— Records for this exercise —

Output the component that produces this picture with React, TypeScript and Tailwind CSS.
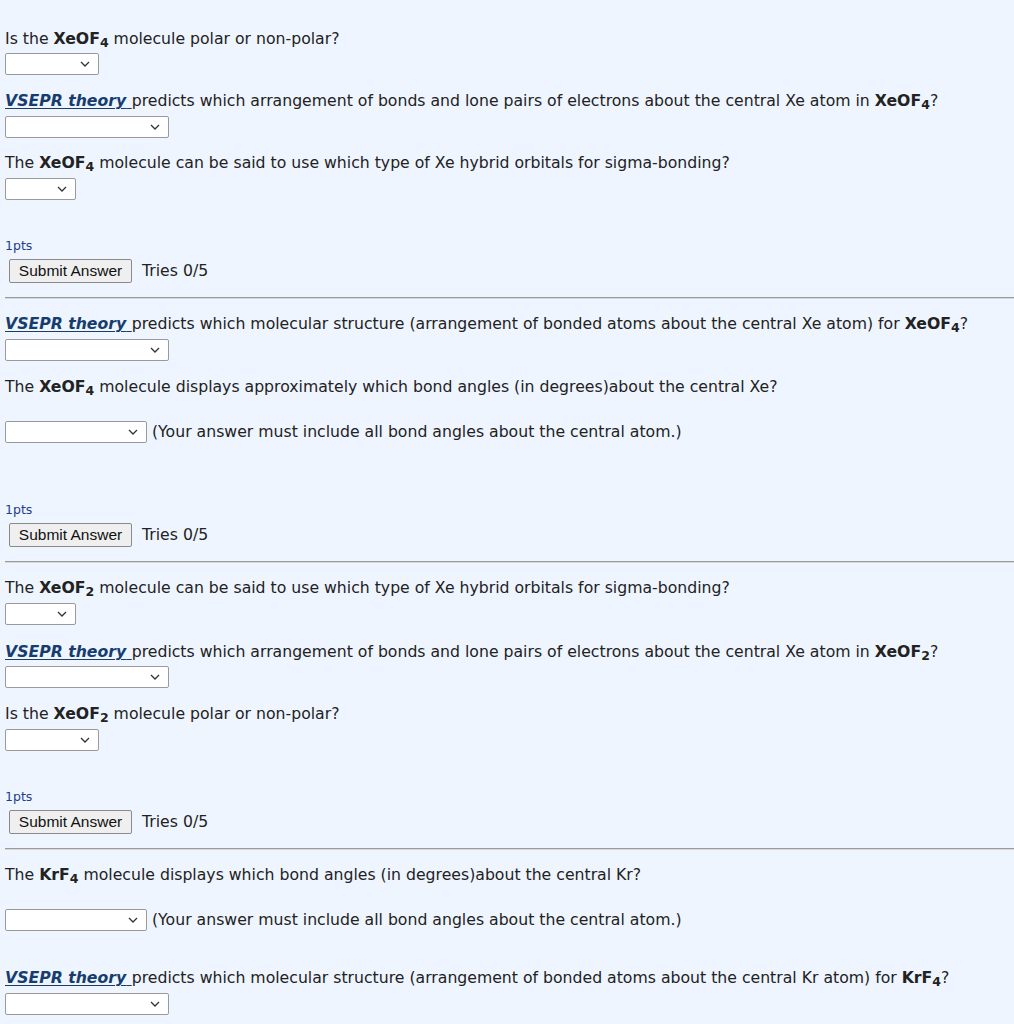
import React from 'react'

const font = { fontFamily: '"DejaVu Sans", Verdana, sans-serif' }

function F({ base, sub }: { base: string; sub?: string }) {
  return (
    <b className="font-bold">
      {base}
      {sub && <span className="relative top-[3px] text-[12.5px] leading-none">{sub}</span>}
    </b>
  )
}

function Vsepr() {
  return (
    <a className="font-bold italic text-[#173c6e] underline underline-offset-2 decoration-1">
      VSEPR theory{' '}
    </a>
  )
}

function Q({ children, mt }: { children: React.ReactNode; mt: string }) {
  return <div className={`${mt} h-[18px] leading-[18px] whitespace-nowrap`}>{children}</div>
}

function Sel({ w, mt, note }: { w: string; mt: string; note?: boolean }) {
  return (
    <div className={`${mt} flex items-center h-[22px]`}>
      <div className={`${w} h-[22px] bg-white border border-[#9a9a9a] rounded-[2px] flex items-center justify-end pr-[8px]`}>
        <svg width="10" height="6" viewBox="0 0 10 6" fill="none">
          <path d="M1 1 L5 5 L9 1" stroke="#333" strokeWidth="1.3" />
        </svg>
      </div>
      {note && <span className="ml-[5px]">(Your answer must include all bond angles about the central atom.)</span>}
    </div>
  )
}

function Submit({ mt }: { mt: string }) {
  return (
    <>
      <div className={`${mt} h-[15px] leading-[15px] text-[12.5px] text-[#1f3d8c]`}>1pts</div>
      <div className="mt-[6px] flex items-center h-[24px]">
        <div
          className="ml-[4px] h-[24px] w-[123px] bg-[#efefef] border border-[#8a8a8a] rounded-[2px] flex items-center justify-center text-[15.5px] text-[#111]"
          style={{ fontFamily: '"Liberation Sans", Arial, sans-serif' }}
        >
          Submit Answer
        </div>
        <span className="ml-[10px]">Tries 0/5</span>
      </div>
      <div className="mt-[14px] h-[2px] border-t border-t-[#9c9c9c] border-b border-b-[#d8d8d8]" />
    </>
  )
}

export default function App() {
  return (
    <div className="min-h-screen bg-[#eef5ff] text-[15.7px] text-[#222]" style={font}>
      <div className="pl-[5px] pt-[30px] flex flex-col">
        <Q mt="mt-0">
          Is the <F base="XeOF" sub="4" /> molecule polar or non-polar?
        </Q>
        <Sel w="w-[94px]" mt="mt-[5px]" />
        <Q mt="mt-[17px]">
          <Vsepr />
          predicts which arrangement of bonds and lone pairs of electrons about the central Xe atom in <F base="XeOF" sub="4" />?
        </Q>
        <Sel w="w-[164px]" mt="mt-[6px]" />
        <Q mt="mt-[16px]">
          The <F base="XeOF" sub="4" /> molecule can be said to use which type of Xe hybrid orbitals for sigma-bonding?
        </Q>
        <Sel w="w-[71px]" mt="mt-[6px]" />
        <Submit mt="mt-[38px]" />

        <Q mt="mt-[16px]">
          <Vsepr />
          predicts which molecular structure (arrangement of bonded atoms about the central Xe atom) for <F base="XeOF" sub="4" />?
        </Q>
        <Sel w="w-[164px]" mt="mt-[6px]" />
        <Q mt="mt-[17px]">
          The <F base="XeOF" sub="4" /> molecule displays approximately which bond angles (in degrees)about the central Xe?
        </Q>
        <Sel w="w-[142px]" mt="mt-[25px]" note />
        <Submit mt="mt-[59px]" />

        <Q mt="mt-[16px]">
          The <F base="XeOF" sub="2" /> molecule can be said to use which type of Xe hybrid orbitals for sigma-bonding?
        </Q>
        <Sel w="w-[71px]" mt="mt-[6px]" />
        <Q mt="mt-[18px]">
          <Vsepr />
          predicts which arrangement of bonds and lone pairs of electrons about the central Xe atom in <F base="XeOF" sub="2" />?
        </Q>
        <Sel w="w-[164px]" mt="mt-[5px]" />
        <Q mt="mt-[17px]">
          Is the <F base="XeOF" sub="2" /> molecule polar or non-polar?
        </Q>
        <Sel w="w-[94px]" mt="mt-[6px]" />
        <Submit mt="mt-[38px]" />

        <Q mt="mt-[16px]">
          The <F base="KrF" sub="4" /> molecule displays which bond angles (in degrees)about the central Kr?
        </Q>
        <Sel w="w-[142px]" mt="mt-[25px]" note />
        <Q mt="mt-[38px]">
          <Vsepr />
          predicts which molecular structure (arrangement of bonded atoms about the central Kr atom) for <F base="KrF" sub="4" />?
        </Q>
        <Sel w="w-[164px]" mt="mt-[6px]" />
        <div className="h-[40px]" />
      </div>
    </div>
  )
}
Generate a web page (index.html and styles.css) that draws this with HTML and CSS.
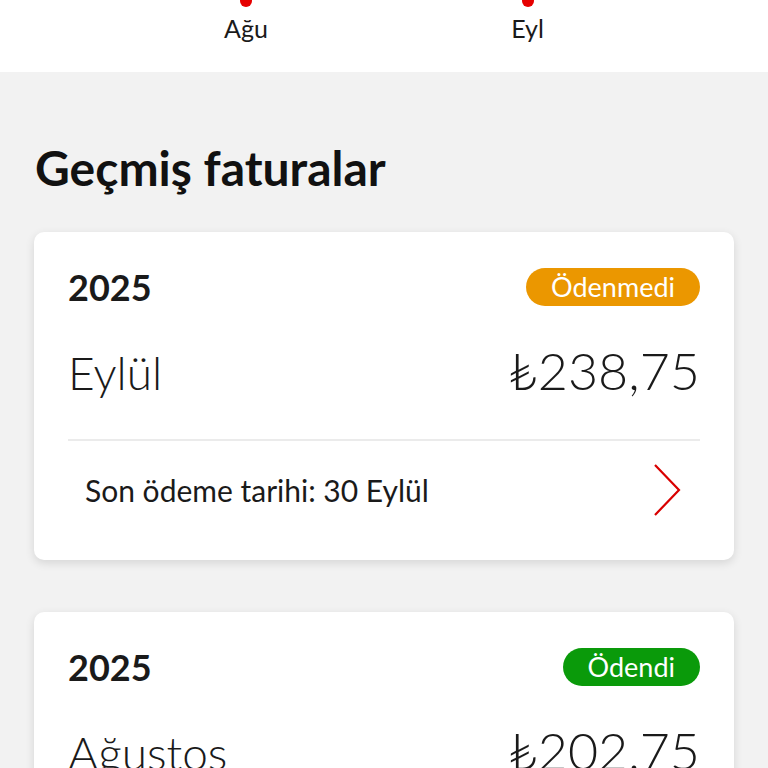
FILE: index.html
```html
<!DOCTYPE html>
<html lang="tr">
<head>
  <meta charset="UTF-8">
  <meta name="viewport" content="width=device-width, initial-scale=1.0">
  <title>Faturalar</title>
  <link rel="stylesheet" href="styles.css">
</head>
<body>

  <div class="chart-axis">
    <div class="month"><span class="dot"></span><span class="month-name">Ağu</span></div>
    <div class="month"><span class="dot"></span><span class="month-name">Eyl</span></div>
  </div>

  <div class="history">
    <h2 class="history-title">Geçmiş faturalar</h2>

    <div class="bill">
      <div class="bill-top">
        <span class="bill-year">2025</span>
        <span class="badge badge-unpaid">Ödenmedi</span>
      </div>
      <div class="bill-main">
        <span class="bill-month">Eylül</span>
        <span class="bill-amount">₺238,75</span>
      </div>
      <div class="bill-foot">
        <span class="bill-due">Son ödeme tarihi: 30 Eylül</span>
        <svg class="chevron" width="28" height="52" viewBox="0 0 28 52">
          <path d="M2 1 L26 26 L2 51" fill="none" stroke="#d90000" stroke-width="2.2"/>
        </svg>
      </div>
    </div>

    <div class="bill">
      <div class="bill-top">
        <span class="bill-year">2025</span>
        <span class="badge badge-paid">Ödendi</span>
      </div>
      <div class="bill-main">
        <span class="bill-month">Ağustos</span>
        <span class="bill-amount">₺202,75</span>
      </div>
      <div class="bill-foot">
        <span class="bill-due">Ödeme tarihi: 28 Ağustos</span>
      </div>
    </div>
  </div>

</body>
</html>
```

FILE: styles.css
```css
body{
  margin:0;
  background:#f2f2f2;
  font-family:Lato, "Noto Sans", sans-serif;
  color:#1a1a1a;
}
.chart-axis{
  background:#fff;
  height:72px;
  display:grid;
  grid-template-columns:105px 282px 281px 1fr;
}
.chart-axis .month{
  display:flex;
  flex-direction:column;
  align-items:center;
}
.chart-axis .month:first-child{
  grid-column:2;
}
.chart-axis .dot{
  width:12px;
  height:12px;
  margin-top:-5px;
  border-radius:50%;
  background:#e60000;
}
.chart-axis .month-name{
  font-size:25px;
  line-height:30px;
  margin-top:6px;
}
.history{
  padding:68px 34px 0;
}
.history-title{
  margin:0 0 36px 1px;
  font-size:48px;
  line-height:56px;
  font-weight:700;
  color:#111;
}
.bill{
  background:#fff;
  border-radius:10px;
  box-shadow:0 3px 10px rgba(0,0,0,.12);
  padding:33px 34px 0;
  margin-bottom:52px;
}
.bill-top{
  display:flex;
  justify-content:space-between;
  align-items:center;
}
.bill-year{
  font-size:36px;
  font-weight:700;
}
.badge{
  color:#fff;
  font-size:27px;
  line-height:38px;
  padding:0 25px;
  border-radius:19px;
}
.badge-unpaid{ background:#eb9700; }
.badge-paid{ background:#0a9a0a; }
.bill-main{
  display:flex;
  justify-content:space-between;
  align-items:baseline;
  padding:30px 0 38px;
  border-bottom:2px solid #ebebeb;
}
.bill-month{
  font-size:46px;
  font-weight:300;
}
.bill-amount{
  font-size:52px;
  font-weight:300;
}
.bill-foot{
  display:flex;
  justify-content:space-between;
  align-items:center;
  padding:23px 19px 44px 17px;
}
.bill-due{
  font-size:30px;
}
```
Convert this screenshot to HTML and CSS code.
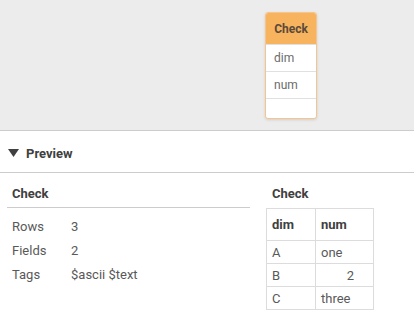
FILE: index.html
```html
<!DOCTYPE html>
<html>
<head>
<meta charset="utf-8">
<link rel="stylesheet" href="styles.css">
</head>
<body>
<div class="canvas">
  <div class="node">
    <div class="node-head">Check</div>
    <div class="node-row">dim</div>
    <div class="node-row">num</div>
    <div class="node-row empty"></div>
  </div>
</div>
<div class="preview-bar">
  <svg class="tri" width="11" height="8" viewBox="0 0 11 8"><path d="M0 0 H11 L5.5 8 Z" fill="#404040"/></svg>
  <span>Preview</span>
</div>
<div class="content">
  <div class="meta">
    <div class="meta-title">Check</div>
    <div class="meta-grid">
      <div class="k">Rows</div><div class="v">3</div>
      <div class="k">Fields</div><div class="v">2</div>
      <div class="k">Tags</div><div class="v">$ascii $text</div>
    </div>
  </div>
  <div class="data">
    <div class="data-title">Check</div>
    <table class="tbl">
      <tr><th>dim</th><th>num</th></tr>
      <tr><td>A</td><td>one</td></tr>
      <tr><td>B</td><td><span class="num">2</span></td></tr>
      <tr><td>C</td><td>three</td></tr>
    </table>
  </div>
</div>
</body>
</html>
```
FILE: styles.css
```css
html, body { margin: 0; padding: 0; background: #fff; }
body { font-family: Roboto, "Noto Sans", sans-serif; font-size: 13px; color: #595959; width: 414px; height: 333px; overflow: hidden; }
.canvas { position: relative; height: 130px; background: #ececec; border-bottom: 1px solid #cccccc; }
.node { position: absolute; left: 265px; top: 12px; width: 50px; border: 1px solid #f6c58e; border-radius: 3px; background: #fff; box-shadow: 0 1px 3px rgba(0,0,0,0.12); overflow: hidden; }
.node-head { height: 31px; background: #f8b35f; color: #5a4a3a; font-weight: bold; font-size: 12px; display: flex; align-items: center; justify-content: center; }
.node-row { height: 26px; border-top: 1px solid #e0e0e0; display: flex; align-items: center; padding-left: 8px; font-size: 12px; color: #6b6b6b; }
.node-row.empty { height: 19px; }
.preview-bar { height: 38px; padding-top: 3px; border-bottom: 1px solid #cccccc; display: flex; align-items: center; padding-left: 8px; gap: 7px; font-weight: bold; color: #404040; font-size: 13px; }
.tri { display: block; }
.content { display: flex; padding-top: 11px; }
.meta { margin-left: 7px; width: 243px; }
.meta-title { font-weight: bold; color: #404040; padding-left: 5px; height: 23px; line-height: 19px; border-bottom: 1px solid #cccccc; }
.meta-grid { display: grid; grid-template-columns: 59px auto; row-gap: 0; padding-left: 5px; padding-top: 10px; }
.meta-grid div { height: 24px; line-height: 18px; }
.data { margin-left: 16px; }
.data-title { font-weight: bold; color: #404040; padding-left: 6px; height: 24px; line-height: 19px; }
.tbl { border-collapse: collapse; font-size: 13px; }
.tbl th, .tbl td { border: 1px solid #dcdcdc; text-align: left; padding: 0 0 0 5px; color: #595959; }
.tbl th { height: 31px; font-weight: bold; color: #404040; }
.tbl td { height: 22px; }
.tbl tr > :first-child { width: 43px; }
.tbl tr > :last-child { width: 52px; }
.num { display: block; text-align: right; padding-right: 19px; }
```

— Work required —
Working from the material above, state how many lines contain "with"; give only the number.

— Exercise solution —
2